Efficacy and Safety of Degludec versus Glargine in Type 2 Diabetes

There is a current lack of data on the cardiovascular safety profile of degludec, an ultra-long acting basal insulin, in patients with type 2 diabetes. In this double-blind randomized controlled trial, 7,637 patients were randomized to receive either degludec or insulin glargine once daily to compare degludec to insulin glargine in terms of cardiovascular outcomes, with a pre-specified non-inferiority margin corresponding to a hazard ratio (HR) of 1.3. Researchers found that degludec was non-inferior, as 8.5% of patients receiving degludec experienced a cardiovascular outcome compared to 9.3% of patients receiving insulin glargine (HR 0.91, 95% CI 0.78 to 1.06, p<0.001). Fasting glucose levels were also significantly lower at 24 months of follow-up in the degludec arm of the trial (p<0.001), as were rates of severe hypoglycemia (OR 0.73, 95% CI 0.60 to 0.89, p<0.001). The adverse event rate did not differ significantly between the two treatment groups. This study therefore shows that degludec is non-inferior to insulin glargine with respect to the incidence of adverse cardiovascular events.

Effect of Intensive Blood-Pressure Treatment on Patient-Reported Outcomes

The Systolic Blood Pressure Intervention Trial previously demonstrated that, in patients with hypertension with increased cardiovascular risk, treating systolic blood pressure to a goal of 120 mmHg, as compared to treatment to a goal of 140 mmHg, improved cardiovascular outcomes. The impact of such intensive therapy on patient-reported outcomes, however, had not been reported. In this randomized controlled trial, 9,361 patients were randomized to the more intensive treatment target of 120 mmHg or 140 mmHg. Patient-reported outcome measures included scores on the Patient Health Questionnaire 9-item depression scale (PHQ-9), the Physical Component Summary (PCS) and Mental Component Summary (MCS) of the Veterans RAND 12-Item Health Survey, in addition to their satisfaction with their blood pressure care.

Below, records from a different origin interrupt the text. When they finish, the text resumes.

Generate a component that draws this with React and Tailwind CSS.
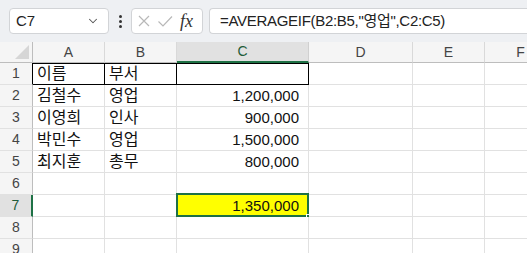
import { ChevronDown } from "lucide-react";

const cols = [
  { key: "A", w: "w-[72px]" },
  { key: "B", w: "w-[72px]" },
  { key: "C", w: "w-[132px]" },
  { key: "D", w: "w-[104px]" },
  { key: "E", w: "w-[72px]" },
  { key: "F", w: "w-[72px]" },
];

const rows = [
  ["이름", "부서", ""],
  ["김철수", "영업", "1,200,000"],
  ["이영희", "인사", "900,000"],
  ["박민수", "영업", "1,500,000"],
  ["최지훈", "총무", "800,000"],
  ["", "", ""],
  ["", "", "1,350,000"],
  ["", "", ""],
  ["", "", ""],
];

const font = "font-['Liberation_Sans','Noto_Sans_CJK_KR',sans-serif]";

function Cell({ r, c, value }) {
  const isTable = r === 0 && c < 3;
  const selected = r === 6 && c === 2;
  const numeric = c === 2;
  return (
    <div
      className={`${cols[c].w} h-[22px] shrink-0 border-r border-b flex items-center relative ${
        isTable ? "border-black shadow-[inset_0_1px_0_#000]" : "border-[#e1e1e1]"
      } ${numeric ? "justify-end pr-[9px]" : "pl-[4px]"} ${selected ? "bg-[#ffff00]" : "bg-white"}`}
    >
      <span className={`${numeric ? "text-[15px]" : "text-[16px]"} text-[#111] leading-none`}>{value}</span>
      {selected && (
        <>
          <div className="absolute -left-px -top-[2px] -right-px -bottom-px border-2 border-[#1e7145] pointer-events-none" />
          <div className="absolute -right-[4px] -bottom-[4px] w-[6px] h-[6px] bg-[#1e7145] border border-white" />
        </>
      )}
    </div>
  );
}

export default function App() {
  return (
    <div className={`w-[527px] h-[253px] overflow-hidden bg-white ${font}`}>
      {/* Formula bar */}
      <div className="h-[42px] bg-[#eef0f3] flex items-start pt-[8px] pl-[9px]">
        <div className="w-[100px] h-[26px] bg-white border border-[#d2d4d7] rounded-[4px] flex items-center justify-between pl-[6px] pr-[8px]">
          <span className="text-[15px] text-[#222]">C7</span>
          <ChevronDown size={14} strokeWidth={1.8} className="text-[#555]" />
        </div>
        <div className="w-[22px] h-[26px] flex flex-col items-center justify-center gap-[2px]">
          <span className="w-[3px] h-[3px] rounded-full bg-[#333]" />
          <span className="w-[3px] h-[3px] rounded-full bg-[#333]" />
          <span className="w-[3px] h-[3px] rounded-full bg-[#333]" />
        </div>
        <div className="w-[72px] h-[26px] bg-white border border-[#d2d4d7] rounded-[4px] flex items-center pl-[5px] gap-[6px]">
          <svg width="14" height="14" viewBox="0 0 14 14" className="text-[#b8b8b8]">
            <path d="M2 2 L12 12 M12 2 L2 12" stroke="currentColor" strokeWidth="1.2" fill="none" />
          </svg>
          <svg width="16" height="14" viewBox="0 0 16 14" className="text-[#b8b8b8]">
            <path d="M1.5 7.5 L6 12 L15 2.5" stroke="currentColor" strokeWidth="1.2" fill="none" />
          </svg>
          <span className="font-['Liberation_Serif',serif] italic text-[18px] text-[#333] leading-none ml-[1px]">fx</span>
        </div>
        <div className="ml-[6px] flex-1 h-[26px] bg-white border border-[#d2d4d7] border-r-0 rounded-l-[4px] flex items-center pl-[10px]">
          <span className="text-[15px] tracking-[-0.3px] text-[#222] whitespace-nowrap">=AVERAGEIF(B2:B5,"영업",C2:C5)</span>
        </div>
      </div>

      {/* Column headers */}
      <div className="flex h-[21px]">
        <div className="w-[33px] shrink-0 bg-[#f5f5f5] border-r border-b border-[#bdbdbd] flex items-end justify-end p-[3px]">
          <svg width="14" height="14" viewBox="0 0 14 14">
            <path d="M14 0 L14 14 L0 14 Z" fill="#d6d6d6" />
          </svg>
        </div>
        {cols.map((col) => (
          <div
            key={col.key}
            className={`${col.w} shrink-0 border-r flex items-center justify-center text-[14px] ${
              col.key === "C"
                ? "bg-[#e1e1e1] border-b-2 border-b-[#1e7145] border-r-[#d0d0d0] text-[#1e5c3a]"
                : "bg-[#f5f5f5] border-b border-b-[#bdbdbd] border-r-[#d9d9d9] text-[#444]"
            }`}
          >
            {col.key}
          </div>
        ))}
      </div>

      {/* Rows */}
      {rows.map((row, r) => (
        <div key={r} className="flex">
          <div
            className={`w-[33px] h-[22px] shrink-0 border-b border-[#e1e1e1] flex items-center justify-center text-[14px] ${
              r === 6
                ? "bg-[#e1e1e1] border-r-2 border-r-[#1e7145] text-[#1e5c3a]"
                : `bg-[#f5f5f5] border-r ${r === 0 ? "border-r-black" : "border-r-[#bdbdbd]"} text-[#444]`
            }`}
          >
            {r + 1}
          </div>
          {cols.map((col, c) => (
            <Cell key={col.key} r={r} c={c} value={row[c] || ""} />
          ))}
        </div>
      ))}
    </div>
  );
}
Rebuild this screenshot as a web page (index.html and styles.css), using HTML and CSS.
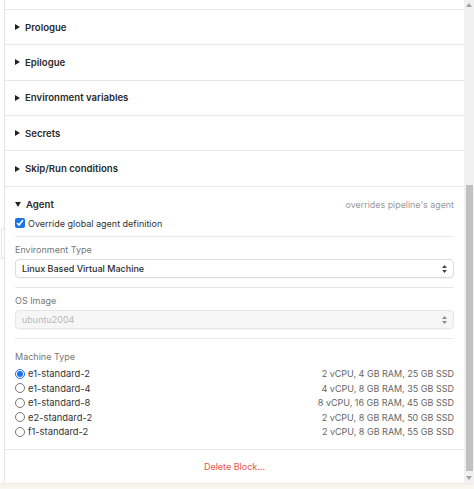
FILE: index.html
```html
<!DOCTYPE html>
<html lang="en">
<head>
<meta charset="utf-8">
<title>Block settings</title>
<link rel="stylesheet" href="styles.css">
</head>
<body>
<div class="frame">
  <div class="gutter"><div class="handle"></div></div>
  <div class="panel">
    <div class="row row-top"></div>
    <div class="row"><svg class="tri" viewBox="0 0 6 7"><path d="M0 0L6 3.5L0 7Z"/></svg><span>Prologue</span></div>
    <div class="row"><svg class="tri" viewBox="0 0 6 7"><path d="M0 0L6 3.5L0 7Z"/></svg><span>Epilogue</span></div>
    <div class="row"><svg class="tri" viewBox="0 0 6 7"><path d="M0 0L6 3.5L0 7Z"/></svg><span>Environment variables</span></div>
    <div class="row"><svg class="tri" viewBox="0 0 6 7"><path d="M0 0L6 3.5L0 7Z"/></svg><span>Secrets</span></div>
    <div class="row"><svg class="tri" viewBox="0 0 6 7"><path d="M0 0L6 3.5L0 7Z"/></svg><span>Skip/Run conditions</span></div>
    <div class="agent">
      <div class="agent-head">
        <div class="title"><svg class="tri-down" viewBox="0 0 7 6"><path d="M0 0L7 0L3.5 6Z"/></svg><span>Agent</span></div>
        <div class="hint">overrides pipeline's agent</div>
      </div>
      <label class="check"><input type="checkbox" checked><span>Override global agent definition</span></label>
      <div class="field">
        <div class="label">Environment Type</div>
        <div class="select"><span>Linux Based Virtual Machine</span><svg class="arrows" viewBox="0 0 6 10"><path d="M3 0L6 3.6H0Z M3 10L6 6.4H0Z"/></svg></div>
      </div>
      <div class="field">
        <div class="label">OS Image</div>
        <div class="select disabled"><span>ubuntu2004</span><svg class="arrows" viewBox="0 0 6 10"><path d="M3 0L6 3.6H0Z M3 10L6 6.4H0Z"/></svg></div>
      </div>
      <div class="field last">
        <div class="label">Machine Type</div>
        <div class="radios">
          <label class="radio"><input type="radio" name="m" checked><span class="name">e1-standard-2</span><span class="spec">2 vCPU, 4 GB RAM, 25 GB SSD</span></label>
          <label class="radio"><input type="radio" name="m"><span class="name">e1-standard-4</span><span class="spec">4 vCPU, 8 GB RAM, 35 GB SSD</span></label>
          <label class="radio"><input type="radio" name="m"><span class="name">e1-standard-8</span><span class="spec">8 vCPU, 16 GB RAM, 45 GB SSD</span></label>
          <label class="radio"><input type="radio" name="m"><span class="name">e2-standard-2</span><span class="spec">2 vCPU, 8 GB RAM, 50 GB SSD</span></label>
          <label class="radio"><input type="radio" name="m"><span class="name">f1-standard-2</span><span class="spec">2 vCPU, 8 GB RAM, 55 GB SSD</span></label>
        </div>
      </div>
    </div>
    <div class="delete"><span>Delete Block...</span></div>
  </div>
  <div class="scrollbar">
    <svg class="sb-arrow" viewBox="0 0 10 10"><path d="M5 3L8 7H2Z"/></svg>
    <div class="sb-space"></div>
    <div class="sb-thumb"></div>
    <svg class="sb-arrow" viewBox="0 0 10 10"><path d="M5 7L8 3H2Z"/></svg>
  </div>
</div>
</body>
</html>
```

FILE: styles.css
```css
* { box-sizing: border-box; }
html, body { margin: 0; padding: 0; }
body {
  background: #f8f6ef;
  font-family: Inter, "Noto Sans", sans-serif;
  font-size: 9px;
  color: #333;
  width: 474px;
  height: 489px;
  overflow: hidden;
}
.frame {
  display: flex;
  height: 483px;
  background: #fff;
  box-shadow: 0 1px 2px rgba(0,0,0,0.06);
}
.gutter {
  width: 4px;
  padding-top: 228px;
  background: #fff;
}
.handle {
  width: 3px;
  height: 31px;
  margin-left: 1px;
  border: 1px solid #e4e4e4;
  border-right: none;
  border-radius: 2px 0 0 2px;
}
.panel {
  flex: 1;
  display: flex;
  flex-direction: column;
  border-left: 1px solid #e6e6e6;
  background: #fff;
}
.row {
  height: 35.5px;
  border-bottom: 1px solid #e8e8e8;
  display: flex;
  align-items: center;
  padding-left: 10px;
  font-size: 9.6px;
  font-weight: 600;
  color: #2b2b2b;
}
.row-top { height: 10px; }
.tri { width: 5px; height: 6px; fill: #222; margin-right: 5px; }
.tri-down { width: 6px; height: 5px; fill: #222; margin-right: 5px; }
.agent {
  padding: 10.5px 10px 10px 10px;
  border-bottom: 1px solid #e8e8e8;
}
.agent-head {
  display: flex;
  justify-content: space-between;
  align-items: center;
  height: 14px;
}
.title { display: flex; align-items: center; font-size: 9.6px; font-weight: 600; color: #2b2b2b; }
.hint { color: #9a9a9a; font-size: 8.9px; }
.check {
  display: flex;
  align-items: center;
  height: 14px;
  margin-top: 5px;
  color: #333;
}
.check input {
  width: 10px;
  height: 10px;
  margin: 0 3px 0 0;
  accent-color: #1a73e8;
}
.field {
  margin-top: 6px;
  padding-top: 6px;
  border-top: 1px solid #e8e8e8;
  padding-bottom: 3px;
}
.field.last { padding-top: 10.5px; padding-bottom: 0; }
.label { color: #777; height: 13px; line-height: 13px; }
.select {
  margin-top: 3px;
  height: 19px;
  border: 1px solid #dcdcdc;
  border-radius: 4px;
  display: flex;
  align-items: center;
  justify-content: space-between;
  padding: 0 6px 0 6px;
  color: #2b2b2b;
  font-weight: 500;
  background: #fff;
  box-shadow: 0 1px 1px rgba(0,0,0,0.03);
}
.select.disabled { background: #f6f6f6; color: #b8b8b8; border-color: #e6e6e6; font-weight: 400; }
.arrows { width: 5px; height: 8px; fill: #444; }
.select.disabled .arrows { fill: #888; }
.radios { margin-top: 4px; }
.radio {
  display: flex;
  align-items: center;
  height: 14.5px;
  color: #333;
}
.radio input {
  width: 10px;
  height: 10px;
  margin: 0 3px 0 0;
  accent-color: #1a73e8;
}
.radio .name { flex: 1; font-size: 9.4px; }
.radio .spec { color: #666; }
.delete {
  height: 33px;
  display: flex;
  align-items: center;
  justify-content: center;
  color: #e5524b;
}
.scrollbar {
  width: 10px;
  display: flex;
  flex-direction: column;
  align-items: center;
  background: #f1f1f1;
}
.sb-arrow { width: 10px; height: 10px; fill: #a3a3a3; flex: none; }
.sb-space { height: 175px; flex: none; }
.sb-thumb { flex: 1; width: 7px; background: #c1c1c1; margin-bottom: 2px; }
```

Researchers found no difference between treatment groups with respect to the PCS of the Veterans RAND 12-Item Health Survey (p=0.90). Similarly, there were no significant differences in mean changes per year between the treatment groups with respect to the MCS (p=0.79) and PHQ-9 (p=0.86) outcomes. Treatment satisfaction, however, was significantly greater in the intensive treatment group with 74.4% reportedly ‘very satisfied’ with their care, as compared to 71.0% in the standard care group (p=0.03). This analysis therefore shows that, though cardiovascular outcomes and satisfaction were improved, intensive blood pressure treatment did not result in improvement in certain patient-reported outcomes.

Safety and Tolerability of Maraviroc-Containing Regiments to Prevent HIV Infection in Women: A Phase 2 Randomized Trial

Over 2 million new HIV infections occur annually, with over half occurring in women. While HIV pre-exposure prophylaxis (PrEP) has shown promise in reducing rates of infection, studies in women have shown conflicting results. Maraviroc (MVC) is a candidate drug for HIV PrEP. In this phase two randomized controlled trial, 108 women in the United States were randomly assigned to receive MVC only, MVC with tenofovir disoproxil fumarate (TDF), MVC with emtricitabine (FTC), or TDF-FTC with the aim of investigating the safety and tolerability of MVC-containing PrEP over 48 weeks in women at risk for HIV infection. These patients were followed up for primary outcomes of discontinuation of medication(s), in addition to grade 3 and 4 adverse events. Researchers found no significant difference between the treatment groups in terms of the incidence of grade 3 or 4 adverse events. Additionally, there was no significant difference in those discontinuing treatment. Of note, no new HIV infections occurred in the study population. Investigators concluded that MVC-containing PrEP prophylaxis should be studied further, as it was well tolerated in this population.